One buck comes to mind. I cut his track crossing a road before daylight and camped on it. There was snow in it when I started in, so I had some catching up to do. Thankfully, there was evidence he was feeding pretty heavily, and tine marks pressed into the snow around the areas where he was digging up ferns kept me fired up in the single digit temperatures. I busted him out of that first bed without seeing him, and then gave him some time. Knowing I’d caught up, I resumed the chase. I saw where he had watched his back track, then started walking, browsing his way through a cut, then made his way down into a swamp. Having learned my lesson, I eased along and spotted him bedded in front of me under some cedars at 40 yards. I was able to touch off my muzzleloader and get a round into him. More waiting, some tracking, a miss and then finally I was able to finish him off. What a chase. I certainly didn’t get chilled dragging him out.
With the buck tracking season winding down, I like to shift gears into the final couple weeks of grouse hunting and get after some snowshoe hare. If the snow isn’t too deep, tracking a hare is a lot of fun and a good way to introduce people to the world of tracking. Those bunnies make all the same moves, just at 1/100th scale from a buck. I also start to get my ice fishing gear together and figure out what I broke last winter and forgot to fix, despite my best intentions.

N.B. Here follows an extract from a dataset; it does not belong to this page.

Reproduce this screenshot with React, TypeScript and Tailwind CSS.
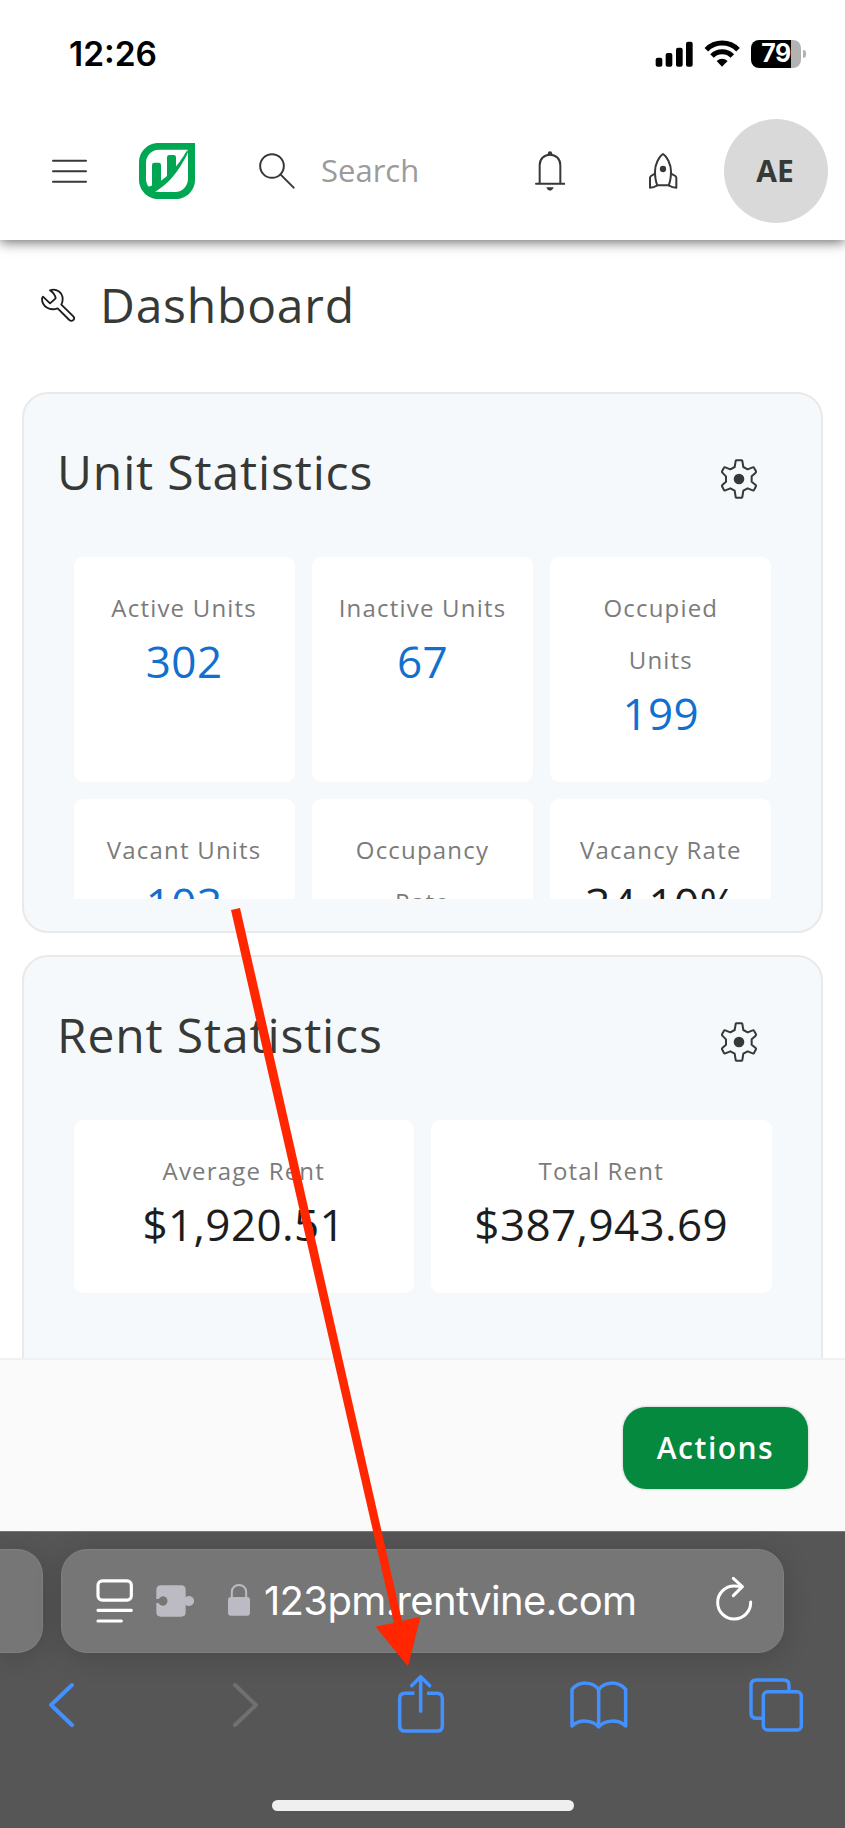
import type { ReactNode } from "react";

type Stat = { label: string; value: string; link?: boolean };

const unitStats: Stat[] = [
  { label: "Active Units", value: "302", link: true },
  { label: "Inactive Units", value: "67", link: true },
  { label: "Occupied Units", value: "199", link: true },
  { label: "Vacant Units", value: "103", link: true },
  { label: "Occupancy Rate", value: "65.89%" },
  { label: "Vacancy Rate", value: "34.10%" },
];

const rentStats: Stat[] = [
  { label: "Average Rent", value: "$1,920.51" },
  { label: "Total Rent", value: "$387,943.69" },
];

function StatusBar() {
  return (
    <div className="flex h-[107px] items-center pl-[69px] pr-[39px] text-black">
      <span className="pt-[2px] font-['Inter',sans-serif] text-[33.5px] font-semibold leading-none tracking-[0px]">12:26</span>
      <svg className="ml-auto h-[27px] w-[38px]" viewBox="697 118 114 81" fill="currentColor">
        <rect x="699" y="171" width="20" height="27" rx="6" />
        <rect x="729" y="157" width="20" height="41" rx="6" />
        <rect x="760" y="141" width="20" height="57" rx="6" />
        <rect x="790" y="123" width="20" height="75" rx="6" />
      </svg>
      <svg className="ml-[11px] h-[27px] w-[36px]" viewBox="844 118 108 81" fill="none" stroke="currentColor">
        <path d="M851 147A67 67 0 0 1 946 147" strokeWidth="15" />
        <path d="M868 166A43 43 0 0 1 929 166" strokeWidth="15" />
        <path d="M882 181Q898 167 915 181L898 198Z" fill="currentColor" stroke="none" />
      </svg>
      <div className="ml-[11px] flex h-[28px] w-[50px] items-center justify-center overflow-hidden rounded-[8px] bg-[linear-gradient(90deg,#000_79%,#b3b3b3_79%)]">
        <span className="font-['Inter',sans-serif] text-[25px] font-bold leading-none tracking-[-0.5px] text-white">79</span>
      </div>
      <div className="ml-[2px] h-[8px] w-[3px] rounded-r-full bg-[#b3b3b3]" />
    </div>
  );
}

function Logo() {
  return (
    <svg className="ml-[52px] h-[56px] w-[56px]" viewBox="417 430 168 168">
      <path d="M475 430H585V540C585 572 559 598 527 598H475C443 598 417 572 417 540V488C417 456 443 430 475 430Z" fill="#00a651" />
      <path d="M477 450H564V536C564 560 548 577 525 577H477C455 577 438 560 438 538V489C438 467 455 450 477 450Z" fill="#fff" />
      <path d="M436 563C500 552 545 480 562 450L564 458C548 495 510 555 463 577L440 582Z" fill="#00a651" />
      <path d="M456 565V496Q456 489 463 489H476Q483 489 483 496V550Z M501 540V473Q501 466 508 466H521Q528 466 528 473V515Z" fill="#00a651" />
    </svg>
  );
}

function Header() {
  return (
    <header className="relative z-10 h-[240px] bg-white shadow-[0_2px_12px_rgba(0,0,0,0.6)]">
      <StatusBar />
      <div className="mt-[12px] flex h-[104px] items-center pl-[52px] text-[#373936]">
        <svg className="h-[24px] w-[35px]" viewBox="156 477 105 72" fill="none" stroke="currentColor" strokeWidth="6" strokeLinecap="round">
          <path d="M159 482H258M159 513.500H258M159 545H258" />
        </svg>
        <Logo />
        <svg className="ml-[64px] h-[36px] w-[36px]" viewBox="777 458 108 108" fill="none" stroke="currentColor" strokeWidth="6" strokeLinecap="round">
          <circle cx="816" cy="497" r="35.500" />
          <path d="M842 523L881 562" />
        </svg>
        <span className="ml-[26px] w-[100px] pb-[2px] text-[31px] leading-none text-[#9b9b9b]">Search</span>
        <svg className="ml-[114px] h-[42px] w-[30px]" viewBox="340 452 90 126" fill="none" stroke="currentColor" strokeWidth="6" strokeLinecap="round">
          <path d="M354 552V498C354 478 368 466 385 466S416 478 416 498V552M343 553.500H428" />
          <circle cx="385" cy="462" r="6.500" fill="currentColor" stroke="none" />
          <path d="M374 564H396C394 570 390 574 385 574S376 570 374 564Z" fill="currentColor" stroke="none" />
        </svg>
        <svg className="ml-[83px] h-[38px] w-[30px]" viewBox="678 456 90 114" fill="none" stroke="currentColor" strokeWidth="6" strokeLinejoin="round">
          <path d="M723 462C735 469 747 494 747 514C747 530 745 545 740 556H706C701 545 699 530 699 514C699 494 711 469 723 462Z" />
          <path d="M700 520L687 528Q684 530 684 534V563Q695 563 706 556M746 520L760 528Q763 530 763 534V563Q751 563 740 556" />
          <circle cx="723" cy="507" r="9.500" fill="currentColor" stroke="none" />
        </svg>
        <div className="ml-[46px] flex h-[104px] w-[104px] items-center justify-center rounded-full bg-[#d9d9d9] pb-[2px] pr-[2px] text-[30px] font-bold">AE</div>
      </div>
    </header>
  );
}

function Gear() {
  return (
    <svg className="h-[40px] w-[38px]" viewBox="894 236 114 120" fill="none" stroke="#373936" strokeWidth="6" strokeLinejoin="round">
      <path d="M943 240H959Q961 240 961 242L964 260L977 267L992 261Q995 260 996 262L1002 273Q1003 275 1001 277L989 288V304L1001 314Q1003 316 1002 318L996 329Q995 331 992 330L977 324L964 331L961 350Q961 352 959 352H943Q941 352 941 350L938 331L925 324L910 330Q907 331 906 329L900 318Q899 316 901 314L912 304V288L901 277Q899 275 900 273L906 262Q907 260 910 261L925 267L938 260L941 242Q941 240 943 240Z" />
      <circle cx="951" cy="296" r="16" fill="#373936" stroke="none" />
    </svg>
  );
}

function Tile({ stat }: { stat: Stat }) {
  return (
    <div className="rounded-[9px] bg-white px-[22px] pb-[44px] pt-[25px] text-center leading-[52px]">
      <div className="whitespace-normal text-[24px] tracking-[1.2px] text-[#7b7b7b]">{stat.label}</div>
      <div className={stat.link ? "-mx-[22px] -mb-px pt-px text-[44px] tracking-[0.4px] text-[#1170cf]" : "-mx-[22px] -mb-px pt-px text-[44px] tracking-[0.4px] text-[#1d1d1d]"}>{stat.value}</div>
    </div>
  );
}

function Card({ title, children }: { title: string; children: ReactNode }) {
  return (
    <section className="h-[541px] rounded-[26px] border-2 border-[#e9e9e9] bg-[#f5f9fc]">
      <div className="flex h-[163px] items-center justify-between pl-[33px] pr-[63px]">
        <h2 className="pb-[7px] text-[48px] leading-none tracking-[0.85px] text-[#373936]">{title}</h2>
        <div className="pt-[6px]"><Gear /></div>
      </div>
      {children}
    </section>
  );
}

function BrowserBar() {
  return (
    <footer className="h-[297px] shrink-0 border-t border-[#777] bg-[#565656]">
      <div className="flex pt-[17px]">
        <div className="h-[104px] w-[43px] rounded-r-[26px] border border-l-0 border-[#808080] bg-[#767676] shadow-[0_4px_28px_rgba(0,0,0,0.16)]" />
        <div className="ml-[18px] flex h-[104px] w-[723px] items-center rounded-[26px] border border-[#808080] bg-[#767676] pl-[34px] text-white shadow-[0_4px_28px_rgba(0,0,0,0.16)]">
          <svg className="h-[44px] w-[37px]" viewBox="289 178 111 132" fill="none" stroke="currentColor" strokeWidth="9.500" strokeLinecap="round">
            <rect x="295" y="183.500" width="100" height="58" rx="13" />
            <path d="M295 272H395M295 304H365" />
          </svg>
          <svg className="ml-[23px] h-[32px] w-[39px]" viewBox="469 195 117 96" fill="#bcbac2">
            <path d="M484 196H545Q558 196 558 210V232A15 15 0 1 1 558 254V277Q558 290 545 290H484Q470 290 470 277V249H477A14 14 0 1 0 477 237H470V210Q470 196 484 196Z" />
          </svg>
          <svg className="-mt-[3px] ml-[32px] h-[33px] w-[24px]" viewBox="681 191 72 99" fill="none" stroke="#bcbac2">
            <rect x="684" y="233" width="66" height="56" rx="9" fill="#bcbac2" stroke="none" />
            <path d="M695.500 238V218C695.500 190 738.500 190 738.500 218V238" strokeWidth="6" />
          </svg>
          <span className="ml-[13px] w-[400px] whitespace-nowrap font-['Inter',sans-serif] text-[40px] leading-none tracking-[-0.65px]">123pm.rentvine.com</span>
          <svg className="-mt-[5px] ml-[51px] h-[45px] w-[39px]" viewBox="879 168 117 135" fill="none" stroke="currentColor" strokeWidth="9" strokeLinecap="round" strokeLinejoin="round">
            <path d="M986 246A49.500 49.500 0 1 1 936.500 198Q948 198 960 200" />
            <path d="M934 175L961 200L934 227" />
          </svg>
        </div>
      </div>
      <div className="flex h-[70px] items-center pl-[48px] pt-[33px] text-[#4391ff]">
        <svg className="h-[46px] w-[28px]" viewBox="144 486 84 138" fill="none" stroke="currentColor" strokeWidth="12" strokeLinecap="round" strokeLinejoin="round">
          <path d="M216 495L153 555L216 615" />
        </svg>
        <svg className="ml-[156px] h-[46px] w-[28px]" viewBox="696 486 84 138" fill="none" stroke="#707070" strokeWidth="12" strokeLinecap="round" strokeLinejoin="round">
          <path d="M705 495L768 555L705 615" />
        </svg>
        <svg className="-mt-[2px] ml-[137px] h-[60px] w-[48px]" viewBox="1191 462 144 180" fill="none" stroke="currentColor" strokeWidth="10.500">
          <path d="M1243 520H1215Q1199 520 1199 536V617Q1199 633 1215 633H1311Q1327 633 1327 617V536Q1327 520 1311 520H1281" />
          <path d="M1262 574V471M1235 497L1262 470L1289 497" strokeLinecap="round" strokeLinejoin="round" />
        </svg>
        <svg className="ml-[124px] h-[50px] w-[60px]" viewBox="440 481 180 150" fill="none" stroke="currentColor" strokeWidth="10.500" strokeLinejoin="round">
          <path d="M449 619V509C470 484 510 484 529 510C548 484 588 484 610 509V619C588 599 548 599 529 622C510 599 470 599 449 619ZM529 510V620" />
        </svg>
        <svg className="ml-[119px] h-[56px] w-[56px]" viewBox="978 472 168 168" fill="none" stroke="currentColor" strokeWidth="10.500">
          <rect x="1024" y="516" width="114" height="115" rx="13" />
          <path d="M1020 596H1003Q987 596 987 580V497Q987 481 1003 481H1085Q1101 481 1101 497V512" />
        </svg>
      </div>
      <div className="ml-[272px] mt-[77px] h-[11px] w-[302px] rounded-full bg-[#efefef]" />
    </footer>
  );
}

function Pointer() {
  return (
    <svg className="pointer-events-none absolute left-0 top-0 z-20 h-[1828px] w-[845px]" viewBox="0 0 845 1828" fill="#ff2600">
      <path d="M231 910L240 908L402 1621L420.500 1616.500L408 1666.500L375.500 1626.500L394 1623Z" />
    </svg>
  );
}

export default function App() {
  return (
    <div className="relative flex h-[1828px] w-[845px] flex-col overflow-hidden bg-white font-['Open_Sans',sans-serif]">
      <Header />
      <main className="h-[1118px] overflow-hidden px-[22px]">
        <div className="flex h-[152px] items-center pb-[22px] pl-[19px]">
          <svg className="h-[34px] w-[36px]" viewBox="122 114 108 102" fill="none" stroke="#1d1d1d" strokeWidth="5.500" strokeLinejoin="round">
            <path d="M149 121C168 114 187 127 187 148Q187 156 183 164L219 199Q224 205 219 210Q213 215 207 210L172 175C148 184 125 169 125 147Q125 143 128 140L149 160L166 145Q164 131 149 121Z" />
          </svg>
          <h1 className="ml-[23px] text-[48px] leading-none tracking-[0.8px] text-[#373936]">Dashboard</h1>
        </div>
        <div className="flex flex-col gap-[22px]">
          <Card title="Unit Statistics">
            <div className="ml-[49.5px] grid h-[342px] w-[698px] grid-cols-3 content-start gap-[17px] overflow-hidden">
              {unitStats.map((s) => <Tile key={s.label} stat={s} />)}
            </div>
          </Card>
          <Card title="Rent Statistics">
            <div className="ml-[49.5px] grid w-[698px] grid-cols-2 gap-[17px]">
              {rentStats.map((s) => <Tile key={s.label} stat={s} />)}
            </div>
          </Card>
        </div>
      </main>
      <div className="flex h-[173px] shrink-0 items-center justify-end border-t-2 border-[#f1f1f1] bg-[#fafafa] pr-[37px] pt-[4px]">
        <button className="h-[82px] w-[185px] rounded-[23px] bg-[#04893f] text-[30px] font-semibold tracking-[1.5px] text-white shadow-[0_0_2px_1px_rgba(0,0,0,0.12)]">Actions</button>
      </div>
      <BrowserBar />
      <Pointer />
    </div>
  );
}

Oh yeah, I’ll start Christmas shopping on December 12th. Seems about right, according to the song. As I mentioned, I’ve been chasing the partridge in the pear tree. We don’t have a dove season here, though maybe we should, though they’ve departed by now. There’s a thing about rings in there that makes me pretty nervous. As I ponder the song and all the things I need to buy, it turns out that I may have to hold off on shopping after all, the goose season runs until December 16th in the Connecticut River zone and I think that’s one of the days. After all that, poor Lori might get a subscription to the Maine Sportsman for Christmas – what a gift!
I never ask for hunting or fishing stuff during the holidays. Everyone is well-intentioned, but I’m pretty picky. Hopefully I get some taxidermy paid for in those boxes under the tree!